Cuomo introduced the “Addressing Dark Money in Politics,” opinion from his chief counsel, Alphonso David, addressing the 2010 Citizens United decisions and offering points of clarification. Certain terms in the decision, David opines, have not been properly defined, and New York state law should be changed to more clearly demarcate the relationship between candidates and independent spenders.
“Our democratic process has changed dramatically recently,” Cuomo said on Wednesday. “Campaigns have become more and more dominated by money. Now, not only must a person have money to compete on the political stage, but if you can’t afford the price of admission, you can’t even get into the audience. Unless you make a significant contribution, your voice is no more than a whisper in the political process.”
“You will hear politicians speak openly about setting up their own independent committee,” the governor continued. “You can’t set up your own independent committee. It is a clear legal violation. But they will say it and the press and the public don’t even blush, it is that open and notorious.” He added: “Sometimes the entity is run by family members of the candidate, and they claim that it is independent.”
But according to Politico, that has never happened in a state-level election in New York: In the last election cycle, super PACs spent a total of $18 million across all gubernatorial, attorney general, comptroller, Senate, and Assembly candidates—amounting to less than seven percent of all money spent on state races. The governor’s campaign committee, meanwhile, raised three times that much.
Cuomo was once one of Albany’s so-called “Three Men in a Room,” a turn of phrase that referred to the governor, the former assembly speaker Sheldon Silver, and the former senate majority leader Dean Skelos—three men who had consolidated power to such a degree that they, essentially, ran the state themselves. Last year, however, Preet Bharara, the U.S. Attorney for the Southern District for New York, successfully prosecuted Silver and Skelos on federal corruption charges. During the Skelos trial, evidence also emerged that Glenwood Management, one of New York state’s biggest real estate developers, and its principle owner, Leonard Litwin, had contributed more than $2 million either to the governor or to organizations supporting his agenda.
In April, Bharara said he would be “looking hard” at those holding executive office at both the city and the state level. A sprawling corruption investigation has already implicated multiple members of New York City mayor Bill de Blasio’s administration—though not the mayor himself—and several city officials have been indicted on a variety of charges. (The governor’s development efforts have also been subjected to a federal probe.) “We intend to be as aggressive as ever in exposing corruption wherever we find it,” Bharara said on Wednesday, announcing Seabrook’s arrest. “It is too bad we seem to find it everywhere we look.”

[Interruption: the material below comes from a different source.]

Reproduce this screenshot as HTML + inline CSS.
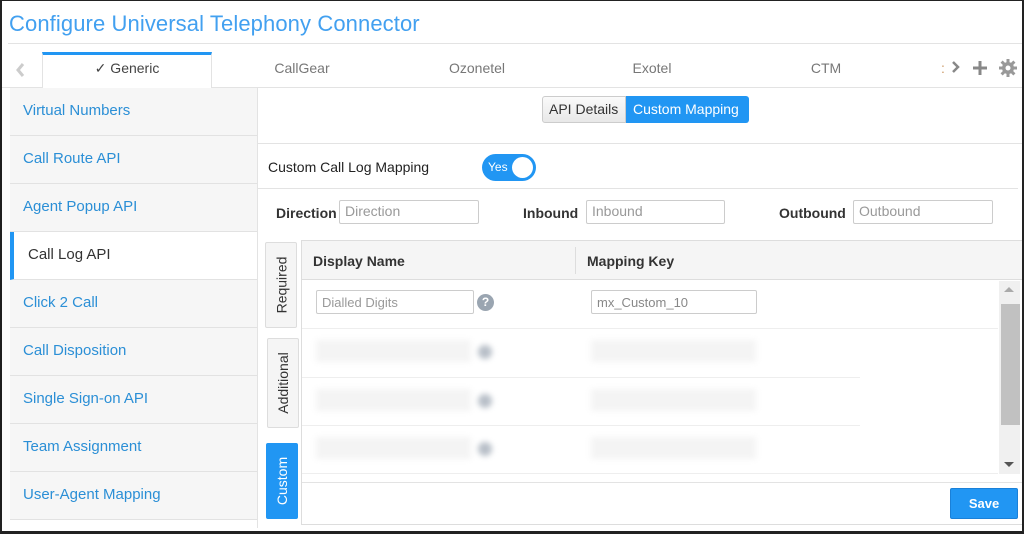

In his January State of the State address, Cuomo laid out a plan to limit outside income for legislators, strip elected officials convicted of crimes of their pensions, increase public financing of campaigns, and close the LLC loophole which allows individuals to skirt contribution limits. However, the state budget, passed in March, contained no government ethics provisions.
“The Legislature wants to say [it] can be trusted. There’s no better way to do it than to pass real reform that makes a real difference in ethics and takes on the number one challenge in this nation, which is Citizens United,” Cuomo said Wednesday. “Until you fix that, you fix nothing.”
Well, maybe. There’s no denying the destabilizing effect Citizens United has had on electoral politics, but it is not the primary source of corruption in New York politics. In fact, it seems that the governor is using the controversial decision as a kind of red herring. From Politico:
The administration memo does not, for example, point to a section of law that would apply to New York City Mayor Bill de Blasio’s coordinated fund-raising through county party committees to help Democratic state Senate candidates in 2014 — a practice now being reviewed by Manhattan District Attorney Cyrus Vance Jr. Nor does the memo target nonprofit groups that engage in lobbying, like de Blasio’s Campaign for One New York or Cuomo’s own Committee to Save New York, because their efforts are not considered electoral spending.
It almost helps the governor, in this regard, that so much of what he does is seen through the lens of how it might hurt de Blasio, and several questions after Cuomo’s speech immediately centered on the mayor. The governor said the mayor was not his impetus, but did seem to reference a comment de Blasio made about possibly setting up a Super PAC to support his re-election. The extent to which he’s in the crosshairs won’t be fully known until Cuomo’s shop releases the text of his proposed legislation. (It did not on Wednesday.)
All of that is to say: Cuomo is addressing inchoate calls for reform by condemning the mysterious—yet recognizable—Citizens United boogeyman, positioning himself as, at least, sympathetic to the people’s frustration with political corruption without actually pressing real reform.
Not that it hasn’t been well received in the legislature. “Buoyed by the Citizens United ruling, Independent Expenditure groups have enjoyed an outsized influence on our politics in recent years,” Majority Leader John Flanagan said in a statement. “While we cannot stop the flood of money, I agree there is more we must do to increase transparency and disclosure surrounding the activities of these outside groups.”